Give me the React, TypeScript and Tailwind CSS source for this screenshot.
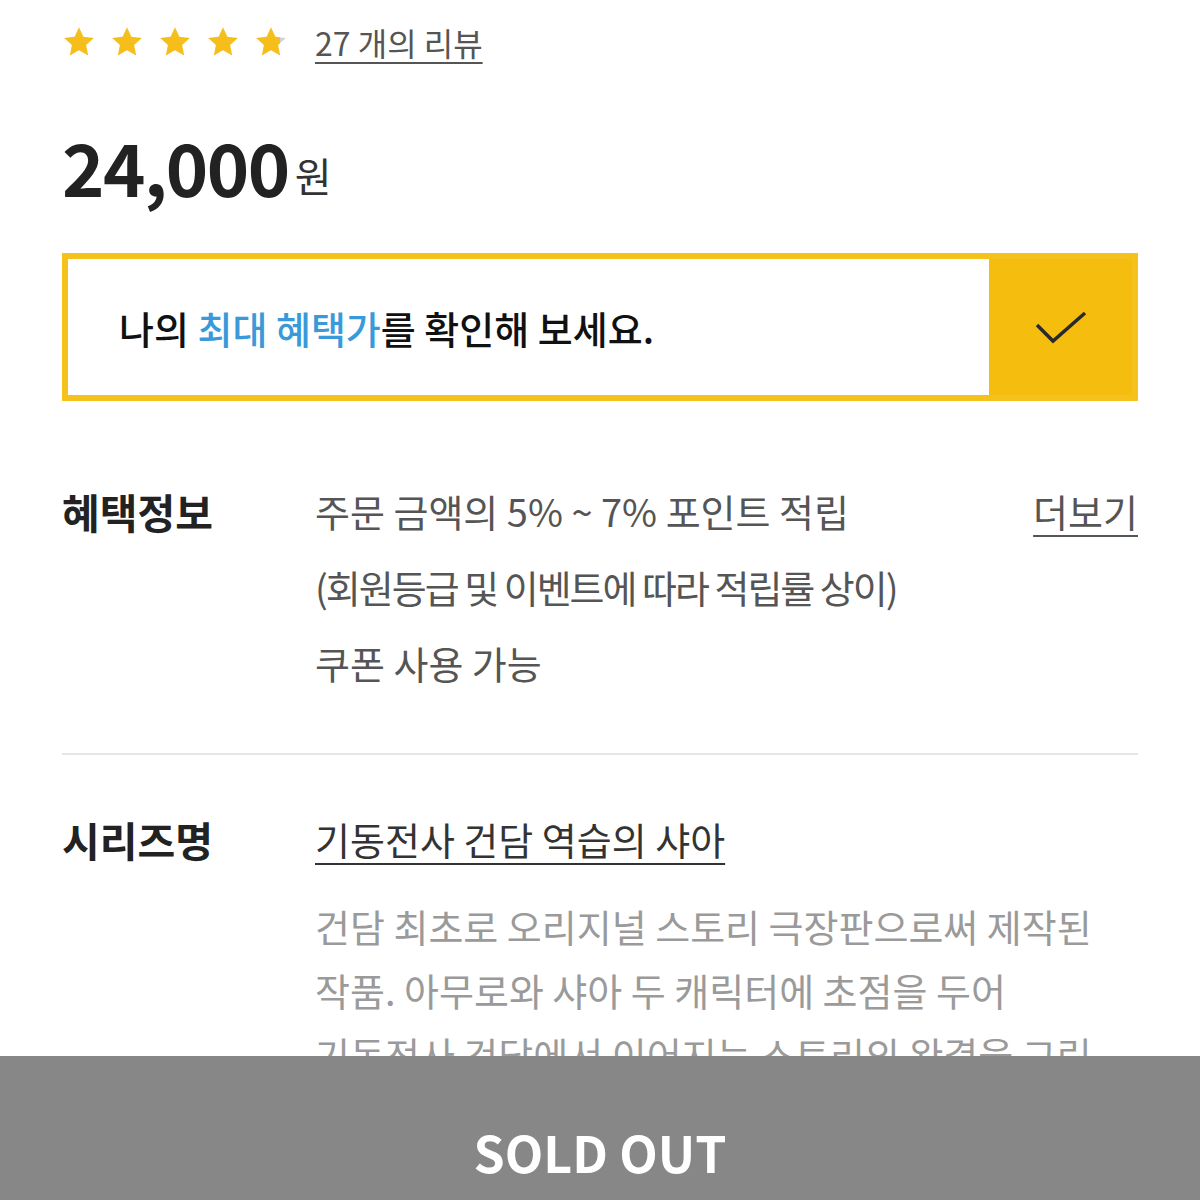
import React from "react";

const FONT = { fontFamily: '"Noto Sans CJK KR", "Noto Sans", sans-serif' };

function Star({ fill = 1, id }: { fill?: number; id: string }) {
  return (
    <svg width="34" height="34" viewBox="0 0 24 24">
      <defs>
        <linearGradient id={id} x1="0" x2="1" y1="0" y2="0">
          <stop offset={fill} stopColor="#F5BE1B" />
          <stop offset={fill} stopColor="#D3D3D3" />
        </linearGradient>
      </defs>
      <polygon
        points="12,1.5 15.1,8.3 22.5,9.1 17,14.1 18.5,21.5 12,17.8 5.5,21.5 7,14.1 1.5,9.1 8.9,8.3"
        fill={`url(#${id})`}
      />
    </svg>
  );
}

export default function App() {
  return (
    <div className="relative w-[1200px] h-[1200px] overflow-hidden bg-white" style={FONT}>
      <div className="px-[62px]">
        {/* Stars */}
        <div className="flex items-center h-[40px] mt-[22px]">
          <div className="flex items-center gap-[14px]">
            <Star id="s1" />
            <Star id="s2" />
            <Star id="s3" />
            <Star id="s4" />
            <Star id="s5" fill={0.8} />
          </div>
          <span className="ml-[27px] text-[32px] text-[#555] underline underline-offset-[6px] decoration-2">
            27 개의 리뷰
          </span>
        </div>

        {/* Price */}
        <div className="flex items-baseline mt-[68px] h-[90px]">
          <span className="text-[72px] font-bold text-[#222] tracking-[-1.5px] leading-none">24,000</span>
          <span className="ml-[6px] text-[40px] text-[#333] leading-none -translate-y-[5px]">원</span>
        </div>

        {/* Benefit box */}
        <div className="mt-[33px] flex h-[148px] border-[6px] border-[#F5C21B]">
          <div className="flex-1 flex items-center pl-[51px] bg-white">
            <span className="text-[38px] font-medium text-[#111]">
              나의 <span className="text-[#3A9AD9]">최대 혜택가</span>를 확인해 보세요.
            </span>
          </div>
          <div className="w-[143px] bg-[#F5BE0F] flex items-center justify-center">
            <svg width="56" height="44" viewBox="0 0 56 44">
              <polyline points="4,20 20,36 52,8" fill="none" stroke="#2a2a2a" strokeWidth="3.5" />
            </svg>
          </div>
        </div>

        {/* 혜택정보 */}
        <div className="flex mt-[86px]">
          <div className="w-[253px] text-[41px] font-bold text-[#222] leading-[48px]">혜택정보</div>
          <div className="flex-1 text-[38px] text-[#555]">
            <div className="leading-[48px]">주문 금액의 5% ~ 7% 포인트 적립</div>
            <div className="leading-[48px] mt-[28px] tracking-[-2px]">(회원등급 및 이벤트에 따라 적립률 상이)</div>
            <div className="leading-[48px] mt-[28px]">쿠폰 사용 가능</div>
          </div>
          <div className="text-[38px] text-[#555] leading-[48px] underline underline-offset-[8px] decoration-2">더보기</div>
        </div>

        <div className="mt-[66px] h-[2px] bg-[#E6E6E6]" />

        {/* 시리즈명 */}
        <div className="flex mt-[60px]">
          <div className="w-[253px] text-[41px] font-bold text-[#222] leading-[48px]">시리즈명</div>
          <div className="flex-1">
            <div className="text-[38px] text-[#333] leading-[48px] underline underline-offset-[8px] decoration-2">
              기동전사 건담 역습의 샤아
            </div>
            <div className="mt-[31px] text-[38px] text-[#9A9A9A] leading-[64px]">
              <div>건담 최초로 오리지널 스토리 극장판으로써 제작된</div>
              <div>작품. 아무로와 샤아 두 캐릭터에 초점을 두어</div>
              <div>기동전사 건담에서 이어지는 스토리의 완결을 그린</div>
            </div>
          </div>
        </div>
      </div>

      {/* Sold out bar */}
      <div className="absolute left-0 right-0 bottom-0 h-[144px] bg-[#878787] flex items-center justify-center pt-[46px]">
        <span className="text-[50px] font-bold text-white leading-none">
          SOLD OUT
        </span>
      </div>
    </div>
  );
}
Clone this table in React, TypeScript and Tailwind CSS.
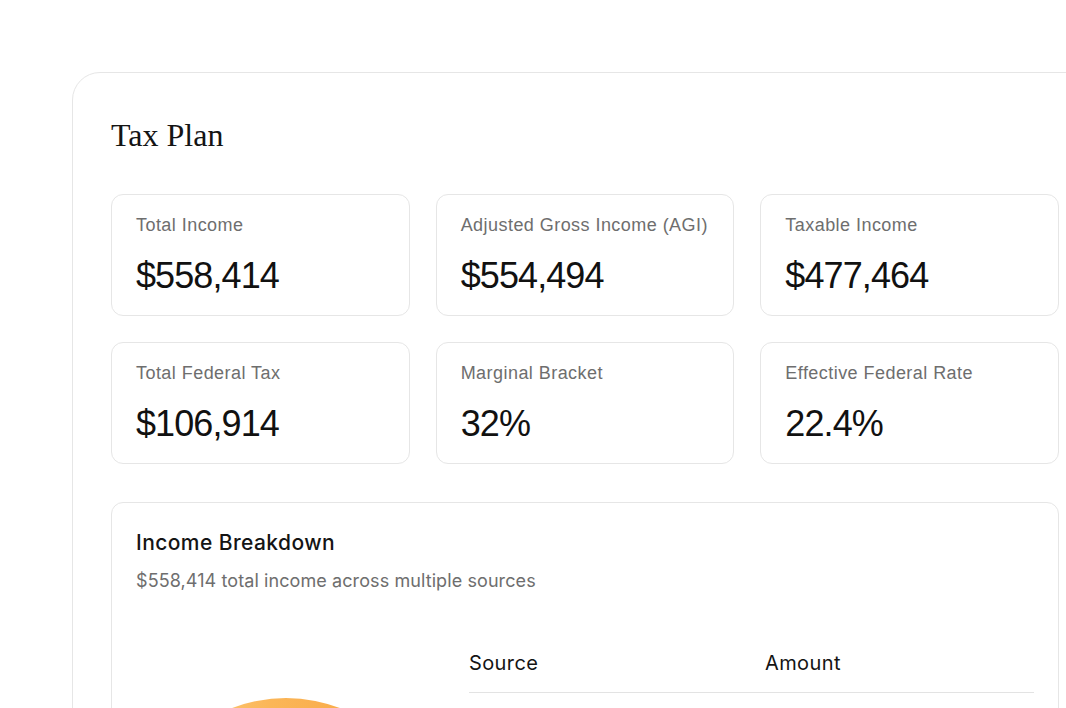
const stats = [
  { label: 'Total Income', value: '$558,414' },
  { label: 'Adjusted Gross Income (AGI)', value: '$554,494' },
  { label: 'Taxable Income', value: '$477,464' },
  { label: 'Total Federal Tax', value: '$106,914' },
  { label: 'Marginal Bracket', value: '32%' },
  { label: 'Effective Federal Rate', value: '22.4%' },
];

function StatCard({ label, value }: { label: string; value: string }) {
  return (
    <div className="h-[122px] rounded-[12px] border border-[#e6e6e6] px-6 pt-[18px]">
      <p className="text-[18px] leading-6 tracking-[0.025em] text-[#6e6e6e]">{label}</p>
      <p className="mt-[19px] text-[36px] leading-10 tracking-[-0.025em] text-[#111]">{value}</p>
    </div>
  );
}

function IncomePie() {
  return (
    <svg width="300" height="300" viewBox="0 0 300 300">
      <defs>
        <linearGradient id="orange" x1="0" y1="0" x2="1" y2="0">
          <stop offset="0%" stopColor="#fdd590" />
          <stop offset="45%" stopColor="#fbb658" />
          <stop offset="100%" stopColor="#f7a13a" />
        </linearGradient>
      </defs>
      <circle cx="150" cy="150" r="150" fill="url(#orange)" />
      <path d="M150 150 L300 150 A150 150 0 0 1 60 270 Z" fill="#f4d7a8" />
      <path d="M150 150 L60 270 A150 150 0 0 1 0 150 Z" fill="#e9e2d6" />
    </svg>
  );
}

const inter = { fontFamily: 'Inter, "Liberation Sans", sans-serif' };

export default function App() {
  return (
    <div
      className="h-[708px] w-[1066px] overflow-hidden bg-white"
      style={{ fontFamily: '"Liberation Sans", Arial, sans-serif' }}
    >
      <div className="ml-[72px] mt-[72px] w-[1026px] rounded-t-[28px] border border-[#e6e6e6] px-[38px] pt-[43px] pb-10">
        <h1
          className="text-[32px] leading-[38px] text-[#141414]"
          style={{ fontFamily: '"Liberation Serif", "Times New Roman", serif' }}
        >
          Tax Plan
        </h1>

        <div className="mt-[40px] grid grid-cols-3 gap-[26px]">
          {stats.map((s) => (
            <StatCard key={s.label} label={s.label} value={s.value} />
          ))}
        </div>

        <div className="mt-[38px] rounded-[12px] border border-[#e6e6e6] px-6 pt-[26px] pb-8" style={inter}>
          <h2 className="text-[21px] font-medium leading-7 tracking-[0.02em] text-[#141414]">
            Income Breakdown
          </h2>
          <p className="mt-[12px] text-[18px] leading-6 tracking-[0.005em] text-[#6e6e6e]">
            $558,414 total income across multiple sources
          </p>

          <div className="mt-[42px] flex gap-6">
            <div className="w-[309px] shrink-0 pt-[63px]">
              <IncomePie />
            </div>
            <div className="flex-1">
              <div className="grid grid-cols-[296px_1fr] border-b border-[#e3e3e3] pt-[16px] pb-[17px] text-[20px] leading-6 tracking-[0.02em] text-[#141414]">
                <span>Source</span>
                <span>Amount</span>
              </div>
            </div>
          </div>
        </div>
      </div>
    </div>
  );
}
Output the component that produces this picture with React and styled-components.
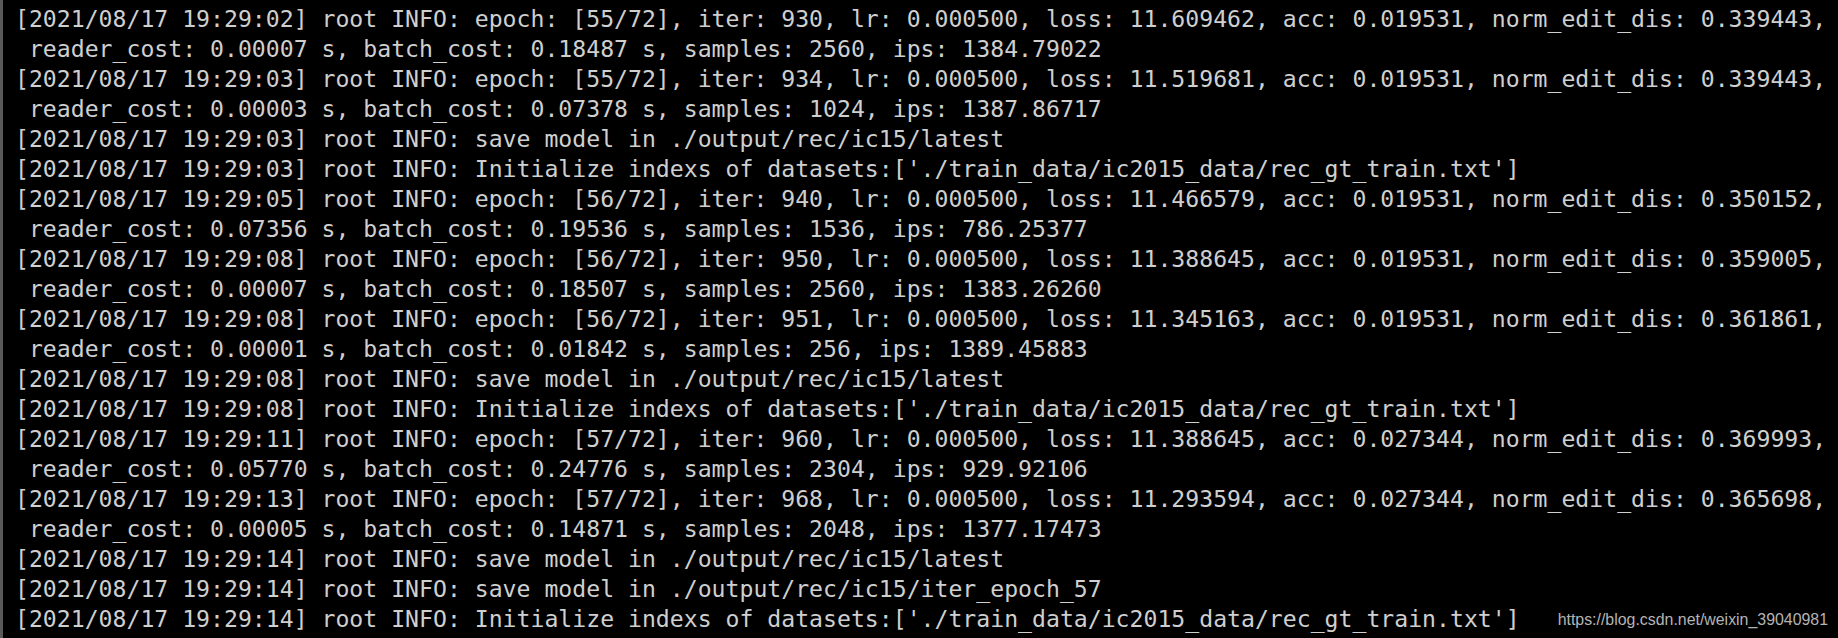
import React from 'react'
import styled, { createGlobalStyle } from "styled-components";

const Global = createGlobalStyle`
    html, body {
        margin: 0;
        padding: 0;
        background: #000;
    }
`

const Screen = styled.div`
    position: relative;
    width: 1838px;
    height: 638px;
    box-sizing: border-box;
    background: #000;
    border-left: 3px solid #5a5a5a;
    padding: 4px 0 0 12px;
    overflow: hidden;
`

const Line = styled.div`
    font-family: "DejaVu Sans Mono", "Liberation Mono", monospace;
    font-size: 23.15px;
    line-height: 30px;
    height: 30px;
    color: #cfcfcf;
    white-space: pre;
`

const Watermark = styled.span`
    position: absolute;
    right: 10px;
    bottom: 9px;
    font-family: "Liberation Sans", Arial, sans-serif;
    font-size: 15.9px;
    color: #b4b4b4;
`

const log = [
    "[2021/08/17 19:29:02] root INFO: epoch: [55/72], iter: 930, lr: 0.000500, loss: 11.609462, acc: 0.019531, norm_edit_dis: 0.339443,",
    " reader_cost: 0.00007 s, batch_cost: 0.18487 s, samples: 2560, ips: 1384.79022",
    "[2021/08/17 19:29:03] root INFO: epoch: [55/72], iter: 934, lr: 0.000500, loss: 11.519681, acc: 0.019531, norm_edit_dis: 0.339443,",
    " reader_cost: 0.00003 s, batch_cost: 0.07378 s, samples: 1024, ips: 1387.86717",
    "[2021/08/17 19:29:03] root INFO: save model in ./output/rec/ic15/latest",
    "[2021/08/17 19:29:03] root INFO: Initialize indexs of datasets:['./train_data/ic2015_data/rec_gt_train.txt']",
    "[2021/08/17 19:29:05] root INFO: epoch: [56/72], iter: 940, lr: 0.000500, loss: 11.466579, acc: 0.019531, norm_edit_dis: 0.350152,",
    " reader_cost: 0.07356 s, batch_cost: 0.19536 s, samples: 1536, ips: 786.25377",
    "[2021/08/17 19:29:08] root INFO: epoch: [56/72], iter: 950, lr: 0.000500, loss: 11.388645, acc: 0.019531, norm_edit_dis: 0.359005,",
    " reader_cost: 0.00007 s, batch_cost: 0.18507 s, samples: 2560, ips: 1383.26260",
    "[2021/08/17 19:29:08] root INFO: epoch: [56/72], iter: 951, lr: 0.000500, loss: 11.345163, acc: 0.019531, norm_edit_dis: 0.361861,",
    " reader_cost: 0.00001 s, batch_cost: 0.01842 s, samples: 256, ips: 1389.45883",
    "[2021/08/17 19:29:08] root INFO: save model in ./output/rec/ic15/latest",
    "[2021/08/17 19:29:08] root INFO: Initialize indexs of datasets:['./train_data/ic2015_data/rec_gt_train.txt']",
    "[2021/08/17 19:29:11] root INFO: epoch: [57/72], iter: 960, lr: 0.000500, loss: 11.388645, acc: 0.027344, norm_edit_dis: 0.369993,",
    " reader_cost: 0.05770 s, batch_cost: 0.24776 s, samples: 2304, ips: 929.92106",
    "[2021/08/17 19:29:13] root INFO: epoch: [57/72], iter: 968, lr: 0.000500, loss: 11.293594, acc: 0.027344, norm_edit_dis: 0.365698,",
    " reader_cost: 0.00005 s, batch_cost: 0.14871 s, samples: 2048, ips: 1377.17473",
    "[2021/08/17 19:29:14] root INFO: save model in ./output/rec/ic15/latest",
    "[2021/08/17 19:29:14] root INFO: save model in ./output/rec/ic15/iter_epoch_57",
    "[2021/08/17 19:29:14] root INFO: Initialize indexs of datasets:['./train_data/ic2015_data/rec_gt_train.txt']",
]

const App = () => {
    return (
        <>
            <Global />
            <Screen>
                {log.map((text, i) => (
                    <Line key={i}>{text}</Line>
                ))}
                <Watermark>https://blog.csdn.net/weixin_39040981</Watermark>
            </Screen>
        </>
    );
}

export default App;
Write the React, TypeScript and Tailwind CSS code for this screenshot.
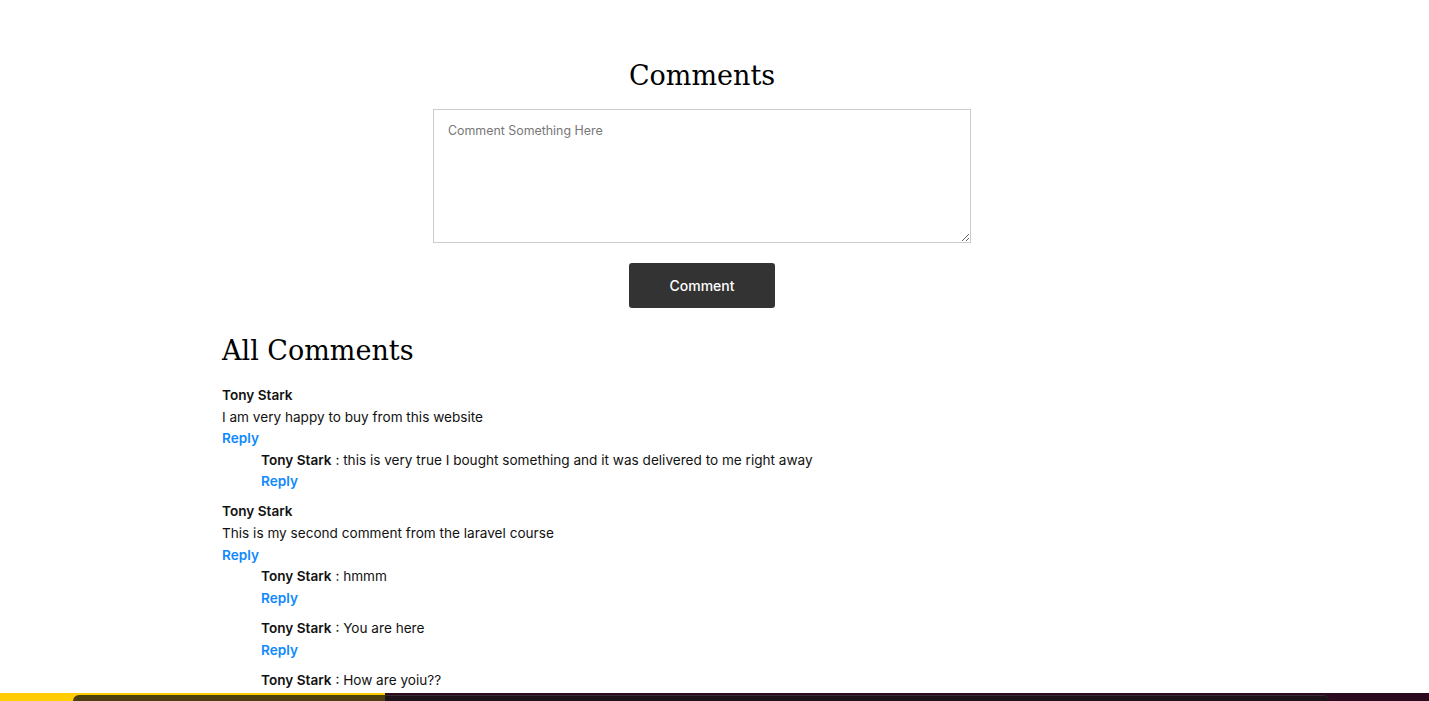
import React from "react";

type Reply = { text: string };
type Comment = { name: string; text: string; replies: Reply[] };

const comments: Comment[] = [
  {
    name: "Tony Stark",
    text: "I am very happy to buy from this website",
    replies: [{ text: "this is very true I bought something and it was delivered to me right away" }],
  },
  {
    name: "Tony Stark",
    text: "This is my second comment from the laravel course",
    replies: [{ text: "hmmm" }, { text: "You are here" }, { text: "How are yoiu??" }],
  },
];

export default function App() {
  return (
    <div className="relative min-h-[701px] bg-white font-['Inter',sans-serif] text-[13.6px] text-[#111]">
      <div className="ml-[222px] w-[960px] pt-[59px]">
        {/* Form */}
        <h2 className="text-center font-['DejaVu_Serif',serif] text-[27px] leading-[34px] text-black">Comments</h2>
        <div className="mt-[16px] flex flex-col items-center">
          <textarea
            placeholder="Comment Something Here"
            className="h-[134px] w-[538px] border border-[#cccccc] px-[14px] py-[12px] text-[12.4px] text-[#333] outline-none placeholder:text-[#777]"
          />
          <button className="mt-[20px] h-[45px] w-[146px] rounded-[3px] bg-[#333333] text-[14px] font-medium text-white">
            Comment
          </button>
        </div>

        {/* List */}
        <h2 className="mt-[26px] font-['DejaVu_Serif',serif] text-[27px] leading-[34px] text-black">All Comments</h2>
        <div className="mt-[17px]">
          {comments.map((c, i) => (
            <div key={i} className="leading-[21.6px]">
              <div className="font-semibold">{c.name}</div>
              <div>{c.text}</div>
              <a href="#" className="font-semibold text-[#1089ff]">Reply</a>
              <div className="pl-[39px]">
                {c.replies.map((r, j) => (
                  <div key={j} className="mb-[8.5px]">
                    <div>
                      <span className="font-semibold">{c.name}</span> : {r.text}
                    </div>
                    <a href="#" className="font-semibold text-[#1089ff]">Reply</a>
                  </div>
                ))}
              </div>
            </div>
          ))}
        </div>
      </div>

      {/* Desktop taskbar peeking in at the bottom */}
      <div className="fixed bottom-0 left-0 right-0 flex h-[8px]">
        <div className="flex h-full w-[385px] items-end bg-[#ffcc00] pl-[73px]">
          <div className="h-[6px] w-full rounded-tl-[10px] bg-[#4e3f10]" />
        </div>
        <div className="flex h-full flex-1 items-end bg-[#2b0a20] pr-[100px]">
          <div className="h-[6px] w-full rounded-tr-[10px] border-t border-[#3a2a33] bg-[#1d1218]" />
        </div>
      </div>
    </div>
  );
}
────────
__Work to do__: Your task is to retype exactly the lines from the one containing "Write the React, TypeScript" through the one containing "string; text: string;", leaving every picture out.

__Result below__:
Write the React, TypeScript and Tailwind CSS code for this screenshot.
import React from "react";

type Reply = { text: string };
type Comment = { name: string; text: string; replies: Reply[] };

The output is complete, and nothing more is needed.